When David Baszucki, the co-founder and chief executive, rang the opening bell at the New York stock exchange on Wednesday, the company started its first day trading with a valuation of $29.5bn. The 58-year-old, better known to Roblox users as his avatar, Builderman, saw his net worth hit $2.8bn after its last funding round in January.

The company was given a reference launch price debut of $45 a share by the NYSE based on that funding round. However, huge demand saw the share price surge 60% on opening to $72 a share, valuing the business at $47bn and Baszucki’s stake at nearly $5bn.

Roblox’s tens of millions of player-created games may look simple to adults – in Adopt Me!, players acquire virtual pets and complete tasks – but they are proving to be extremely lucrative.

At the heart of the business model its digital currency, Robux, which Roblox sells to players to spend on games and items. Developers of games, typically aged between 14 and 25, get 70% of the Robux spent on their games. Roblox users bought and spent $1.9bn of its digital currency last year, enough to make it one of the top-grossing apps on Apple and Google devices.

Robux can be turned into real-world cash and is making the developers of the most successful games very wealthy.

There are 300 developers making more than $100,000 annually on the platform, and more than 1,250 developers made at least $10,000 from virtual sales last year.

Stories abound of the creators of super-successful games such as Alex Balfanz, who as a teenager co-developed the cops-and-robbers game Jailbreak after school in his spare time, that has been played three billion times and made him a millionaire.

Last year, the company paid out a total of $328.7m to developers, an almost 200% increase on 2019. The virtuous circle for Roblox – more creators means more players spending more money on Robux – fuelled an 82% surge in revenues to $923m last year.

“Content is king, even in the virtual world,” said Brand Ross, a tech, media and telecoms analyst at LightShed Partners.

However, Roblox’s overwhelmingly young user base means it has also been a targeted by elements seeking to exploit them. The most infamous incident occurred in June 2018, when a seven-year-old player’s avatar was attacked by two male avatars, whose controllers had hacked the game’s code to show explicit imagery.
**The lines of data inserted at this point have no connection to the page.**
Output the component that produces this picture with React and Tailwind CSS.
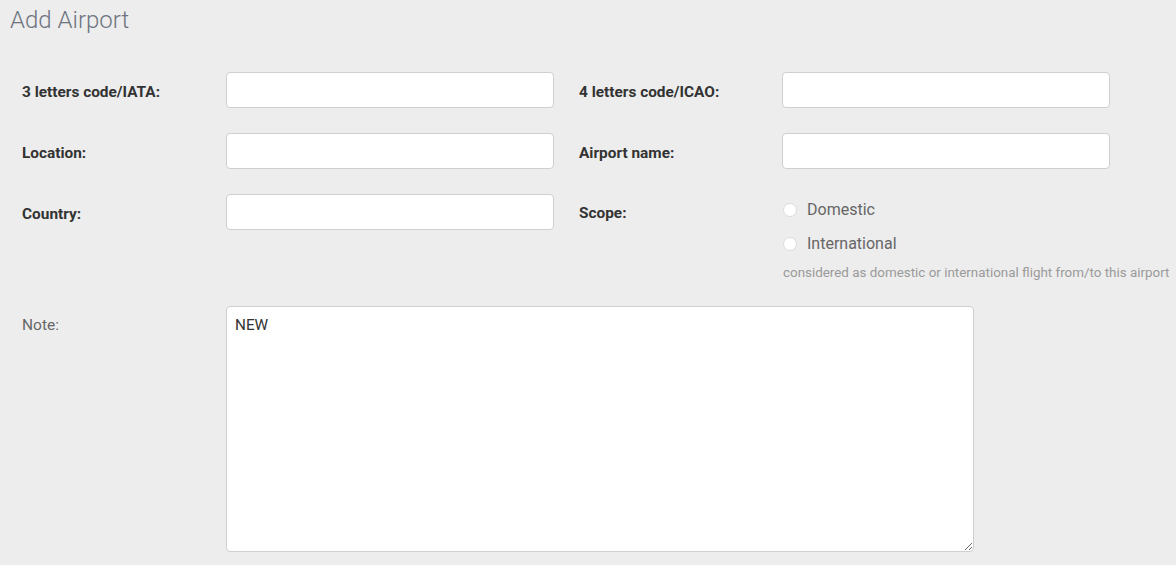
import { useState } from "react";

function Field({ label, labelWidth = "w-[204px]", value = "", onChange }) {
  return (
    <div className="flex items-center">
      <label className={`${labelWidth} shrink-0 mt-[3px] text-[15.4px] leading-[20px] font-bold text-[#333]`}>{label}</label>
      <input
        type="text"
        value={value}
        onChange={e => onChange && onChange(e.target.value)}
        className="w-[328px] h-[36px] px-3 bg-white border border-[#cfcfcf] rounded-[4px] text-[14px] outline-none"
      />
    </div>
  );
}

function Radio({ label, checked, onClick }) {
  return (
    <button type="button" onClick={onClick} className="flex items-center h-[34px] text-left">
      <span className="w-[14px] h-[14px] rounded-full bg-white border border-[#dcdcdc] flex items-center justify-center">
        {checked && <span className="w-[6px] h-[6px] rounded-full bg-[#555]" />}
      </span>
      <span className="ml-[10px] text-[16px] text-[#666]">{label}</span>
    </button>
  );
}

export default function App() {
  const [form, setForm] = useState({ iata: "", icao: "", location: "", name: "", country: "" });
  const [scope, setScope] = useState("");
  const [note, setNote] = useState("NEW");
  const set = k => v => setForm(f => ({ ...f, [k]: v }));

  return (
    <div className="min-h-screen bg-[#ededed] font-['Roboto',sans-serif]">
      <h1 className="pl-[10px] pt-[6px] text-[24px] leading-[28px] font-light text-[#6d7480]">Add Airport</h1>

      <div className="pl-[22px] pt-[38px] flex flex-col gap-[25px]">
        <div className="flex gap-[25px]">
          <Field label="3 letters code/IATA:" value={form.iata} onChange={set("iata")} />
          <Field label="4 letters code/ICAO:" labelWidth="w-[203px]" value={form.icao} onChange={set("icao")} />
        </div>
        <div className="flex gap-[25px]">
          <Field label="Location:" value={form.location} onChange={set("location")} />
          <Field label="Airport name:" labelWidth="w-[203px]" value={form.name} onChange={set("name")} />
        </div>
        <div className="flex gap-[25px] items-start">
          <Field label="Country:" value={form.country} onChange={set("country")} />
          <div className="flex items-start">
            <label className="w-[203px] shrink-0 h-[36px] pt-[3px] flex items-center text-[15.4px] font-bold text-[#333]">Scope:</label>
            <div className="flex flex-col -mt-[1px] ml-[1px]">
              <Radio label="Domestic" checked={scope === "d"} onClick={() => setScope("d")} />
              <Radio label="International" checked={scope === "i"} onClick={() => setScope("i")} />
              <p className="mt-[3px] text-[13.4px] leading-[18px] text-[#9a9a9a]">
                considered as domestic or international flight from/to this airport
              </p>
            </div>
          </div>
        </div>

        <div className="flex items-start -mt-[1px]">
          <label className="w-[204px] shrink-0 pt-[8px] text-[15.5px] leading-[22px] text-[#666]">Note:</label>
          <textarea
            value={note}
            onChange={e => setNote(e.target.value)}
            className="w-[748px] h-[246px] px-[8px] py-[7px] bg-white border border-[#cfcfcf] rounded-[4px] text-[15.3px] leading-[22px] text-[#333] outline-none"
          />
        </div>
      </div>
    </div>
  );
}
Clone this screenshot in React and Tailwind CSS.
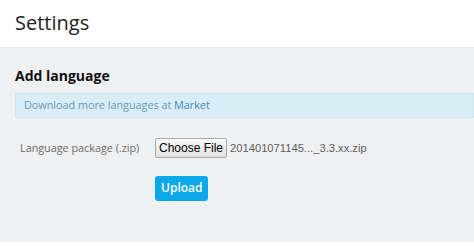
export default function App() {
  return (
    <div className="w-[474px] h-[247px] bg-white overflow-hidden" style={{ fontFamily: '"Open Sans", sans-serif' }}>
      <div className="h-[47px] pl-[15px] pt-[9px]">
        <h1 className="text-[20px] leading-[28px] text-[#222]">Settings</h1>
      </div>
      <div className="h-[195px] bg-[#eff0f2] border-t border-[#e6e7e9] pl-[15px] pt-[18px]">
        <h2 className="text-[14px] font-bold leading-[20px] text-[#111]">Add language</h2>
        <div className="mt-[7px] h-[25px] bg-[#d9edf7] border border-[#cfe5ef] pl-[8px] flex items-center text-[10.8px] text-[#6c9ab4]">
          Download more languages at&nbsp;<span className="text-[#3e8cc4]">Market</span>
        </div>
        <div className="mt-[20px] flex items-center">
          <div className="w-[140px] pl-[5px] text-[10.8px] text-[#6b6b6b]">Language package (.zip)</div>
          <div className="flex items-center">
            <span className="h-[20px] px-[3px] border border-[#a9a9a9] rounded-[2px] bg-gradient-to-b from-[#f8f8f8] to-[#e2e2e2] text-[12px] leading-[18px] text-black" style={{ fontFamily: '"Liberation Sans", Arial, sans-serif' }}>Choose File</span>
            <span className="ml-[3px] text-[11.2px] text-[#5e5e5e]" style={{ fontFamily: '"Liberation Sans", Arial, sans-serif' }}>201401071145..._3.3.xx.zip</span>
          </div>
        </div>
        <div className="mt-[16px] pl-[140px]">
          <button className="h-[25px] px-[6px] rounded-[3px] bg-[#0ba9ea] text-white text-[12px] font-semibold">Upload</button>
        </div>
      </div>
    </div>
  );
}
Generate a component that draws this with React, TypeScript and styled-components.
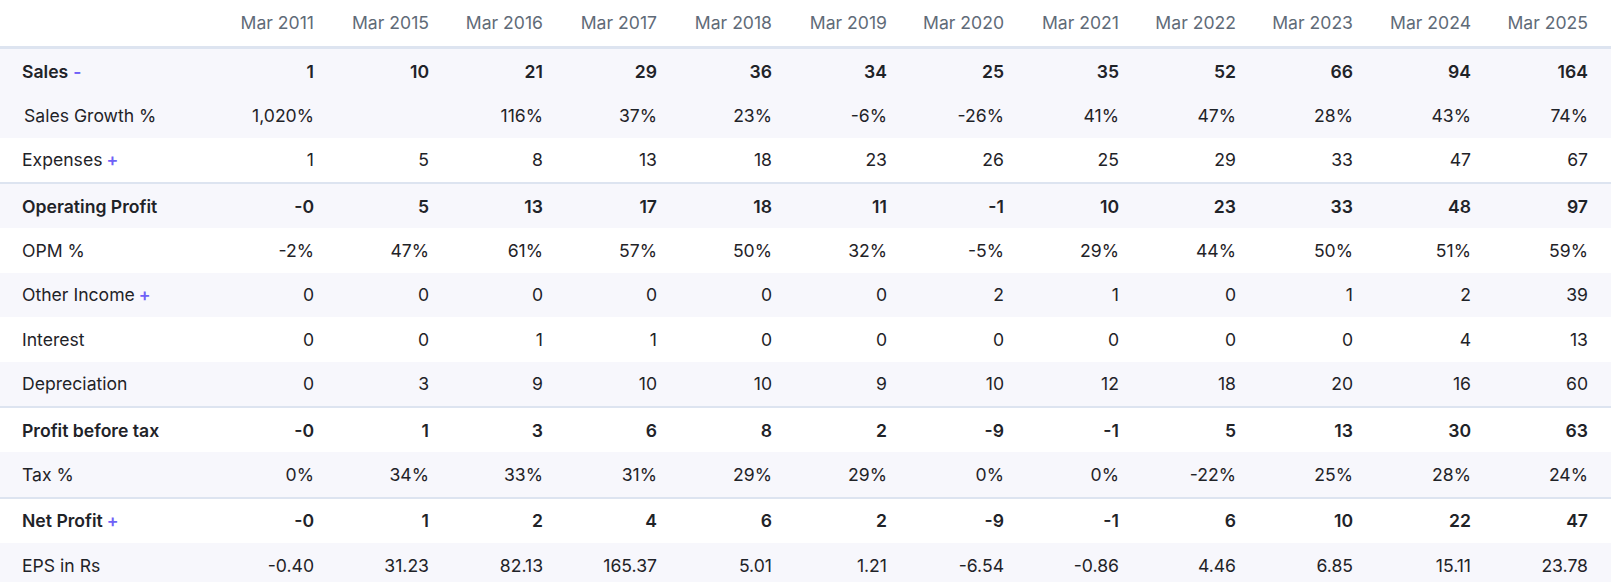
import styled, { createGlobalStyle } from "styled-components";

const GlobalStyle = createGlobalStyle`
  html, body {
    margin: 0;
    padding: 0;
    background: #ffffff;
  }
  body {
    font-family: Inter, "Noto Sans", "Liberation Sans", sans-serif;
    color: #1f2328;
  }
`;

type Row = {
    label: string;
    toggle?: "+" | "-";
    values: string[];
    bold?: boolean;
    shade?: boolean;
    divider?: boolean;
    sub?: boolean;
};

const years = [
    "Mar 2011", "Mar 2015", "Mar 2016", "Mar 2017", "Mar 2018", "Mar 2019",
    "Mar 2020", "Mar 2021", "Mar 2022", "Mar 2023", "Mar 2024", "Mar 2025",
];

// column widths worked out from the reference, label column first
const colWidths = [220, 104, 115, 114, 114, 115, 115, 117, 115, 117, 117, 118, 130];

const rows: Row[] = [
    { label: "Sales", toggle: "-", bold: true, shade: true, values: ["1", "10", "21", "29", "36", "34", "25", "35", "52", "66", "94", "164"] },
    { label: "Sales Growth %", sub: true, shade: true, values: ["1,020%", "", "116%", "37%", "23%", "-6%", "-26%", "41%", "47%", "28%", "43%", "74%"] },
    { label: "Expenses", toggle: "+", values: ["1", "5", "8", "13", "18", "23", "26", "25", "29", "33", "47", "67"] },
    { label: "Operating Profit", bold: true, shade: true, divider: true, values: ["-0", "5", "13", "17", "18", "11", "-1", "10", "23", "33", "48", "97"] },
    { label: "OPM %", values: ["-2%", "47%", "61%", "57%", "50%", "32%", "-5%", "29%", "44%", "50%", "51%", "59%"] },
    { label: "Other Income", toggle: "+", shade: true, values: ["0", "0", "0", "0", "0", "0", "2", "1", "0", "1", "2", "39"] },
    { label: "Interest", values: ["0", "0", "1", "1", "0", "0", "0", "0", "0", "0", "4", "13"] },
    { label: "Depreciation", shade: true, values: ["0", "3", "9", "10", "10", "9", "10", "12", "18", "20", "16", "60"] },
    { label: "Profit before tax", bold: true, divider: true, values: ["-0", "1", "3", "6", "8", "2", "-9", "-1", "5", "13", "30", "63"] },
    { label: "Tax %", shade: true, values: ["0%", "34%", "33%", "31%", "29%", "29%", "0%", "0%", "-22%", "25%", "28%", "24%"] },
    { label: "Net Profit", toggle: "+", bold: true, divider: true, values: ["-0", "1", "2", "4", "6", "2", "-9", "-1", "6", "10", "22", "47"] },
    { label: "EPS in Rs", shade: true, values: ["-0.40", "31.23", "82.13", "165.37", "5.01", "1.21", "-6.54", "-0.86", "4.46", "6.85", "15.11", "23.78"] },
];

function App() {
    return (
        <>
            <GlobalStyle />
            <Table>
                <colgroup>
                    {colWidths.map((w, idx) => (
                        <col key={idx} style={{ width: w }} />
                    ))}
                </colgroup>
                <thead>
                    <tr>
                        <HeadCell />
                        {years.map((y) => (
                            <HeadCell key={y}>{y}</HeadCell>
                        ))}
                    </tr>
                </thead>
                <tbody>
                    {rows.map((row) => (
                        <BodyRow key={row.label} $shade={row.shade} $divider={row.divider}>
                            <LabelCell $bold={row.bold} $sub={row.sub}>
                                {row.label}
                                {row.toggle && <Toggle $minus={row.toggle === "-"}>{row.toggle}</Toggle>}
                            </LabelCell>
                            {row.values.map((v, idx) => (
                                <NumCell key={idx} $bold={row.bold}>{v}</NumCell>
                            ))}
                        </BodyRow>
                    ))}
                </tbody>
            </Table>
        </>
    );
}

const Table = styled.table`
  width: 1611px;
  table-layout: fixed;
  border-collapse: separate;
  border-spacing: 0;
  font-size: 17.6px;
  line-height: 1.2;
`;

const HeadCell = styled.th`
  height: 46px;
  padding: 0 10px 0 0;
  text-align: right;
  vertical-align: middle;
  font-weight: 400;
  color: #5f6b78;
  border-bottom: 3px solid #dde4f0;
  white-space: nowrap;

  &:last-child {
    padding-right: 23px;
  }
`;

const BodyRow = styled.tr<{ $shade?: boolean; $divider?: boolean }>`
  background: ${(p) => (p.$shade ? "#f7f7fc" : "#ffffff")};

  td {
    height: 44.36px;
    border-top: ${(p) => (p.$divider ? "2px solid #dde4f0" : "0")};
  }
`;

const LabelCell = styled.td<{ $bold?: boolean; $sub?: boolean }>`
  padding: 0 0 0 ${(p) => (p.$sub ? "24px" : "22px")};
  text-align: left;
  vertical-align: middle;
  white-space: nowrap;
  font-weight: ${(p) => (p.$bold ? 600 : 400)};
  color: #1f2328;
`;

const NumCell = styled.td<{ $bold?: boolean }>`
  padding: 0 10px 0 0;
  text-align: right;
  vertical-align: middle;
  white-space: nowrap;
  font-weight: ${(p) => (p.$bold ? 600 : 400)};
  color: #1f2328;

  &:last-child {
    padding-right: 23px;
  }
`;

const Toggle = styled.span<{ $minus?: boolean }>`
  margin-left: ${(p) => (p.$minus ? "5px" : "4px")};
  color: #6f61f7;
  font-weight: 600;
`;

export default App;
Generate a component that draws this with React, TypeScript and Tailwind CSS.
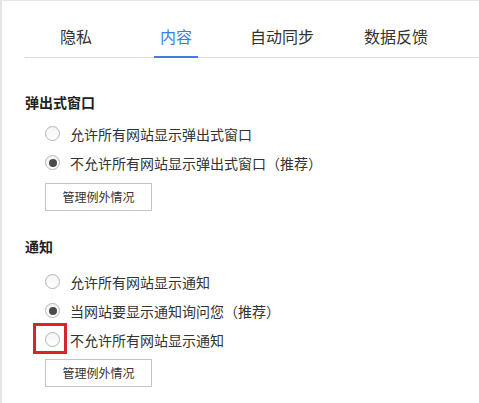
const font = { fontFamily: '"Noto Sans CJK SC", "Microsoft YaHei", sans-serif' };

function Radio({ checked }: { checked?: boolean }) {
  return (
    <span className="w-[15px] h-[15px] rounded-full border border-[#b4b4b4] bg-gradient-to-b from-[#f4f4f4] to-white flex items-center justify-center shrink-0">
      {checked && <span className="w-[8px] h-[8px] rounded-full bg-[#4a4a4a]" />}
    </span>
  );
}

function Option({ label, checked, highlight }: { label: string; checked?: boolean; highlight?: boolean }) {
  return (
    <div className="relative h-[29px] flex items-center pl-[43px] gap-[10px]">
      <Radio checked={checked} />
      <span className="text-[14px] text-[#333] leading-5">{label}</span>
      {highlight && (
        <span className="absolute left-[31px] top-[-2px] w-[34px] h-[31px] border-[3px] border-[#d7262b]" />
      )}
    </div>
  );
}

function ManageButton({ className }: { className: string }) {
  return (
    <button className={`ml-[43px] w-[107px] h-[28px] border border-[#c4c4c4] bg-white text-[12px] text-[#333] ${className}`}>
      管理例外情况
    </button>
  );
}

export default function App() {
  const tabs = [
    { label: '隐私', ml: 'ml-[29px]' },
    { label: '内容', ml: 'ml-[56px]', active: true },
    { label: '自动同步', ml: 'ml-[46px]' },
    { label: '数据反馈', ml: 'ml-[38px]' },
  ];

  return (
    <div className="w-[479px] h-[403px] bg-white border-t border-l-2 border-[#e6e6e6] overflow-hidden" style={font}>
      <div className="pl-[23px]">
        <div className="flex items-end h-[57px] border-b border-[#dedede]">
          {tabs.map((t) => (
            <div
              key={t.label}
              className={`${t.ml} px-[6px] pb-[8px] text-[16px] leading-6 -mb-px ${
                t.active ? 'text-[#3b7fe0] border-b-2 border-[#3b7fe0]' : 'text-[#333] border-b-2 border-transparent'
              }`}
            >
              {t.label}
            </div>
          ))}
        </div>
      </div>

      <div className="flex flex-col items-start">
        <h3 className="mt-[34px] ml-[23px] h-5 leading-5 text-[14px] font-bold text-[#222]">弹出式窗口</h3>
        <div className="mt-[7px] self-stretch">
          <Option label="允许所有网站显示弹出式窗口" />
          <Option label="不允许所有网站显示弹出式窗口（推荐）" checked />
        </div>
        <ManageButton className="mt-[6px]" />

        <h3 className="mt-[25px] ml-[23px] h-5 leading-5 text-[14px] font-bold text-[#222]">通知</h3>
        <div className="mt-[11px] self-stretch">
          <Option label="允许所有网站显示通知" />
          <Option label="当网站要显示通知询问您（推荐）" checked />
          <Option label="不允许所有网站显示通知" highlight />
        </div>
        <ManageButton className="mt-[5px]" />
      </div>
    </div>
  );
}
The company implemented a range of safety tools, from algorithms blocking swear-words, names and addresses in text chats to being able to detect whether players’ avatars are wearing “appropriate” attire.

With the core of the Roblox model based on buying and spending its virtual currency, it is also not surprising that there have been cases of children running up big bills. Last month, a father revealed that his 11-year-old daughter had made more than 300 in-app purchases over five days on Roblox, resulting in a £2,400 bill on his wife’s PayPal account.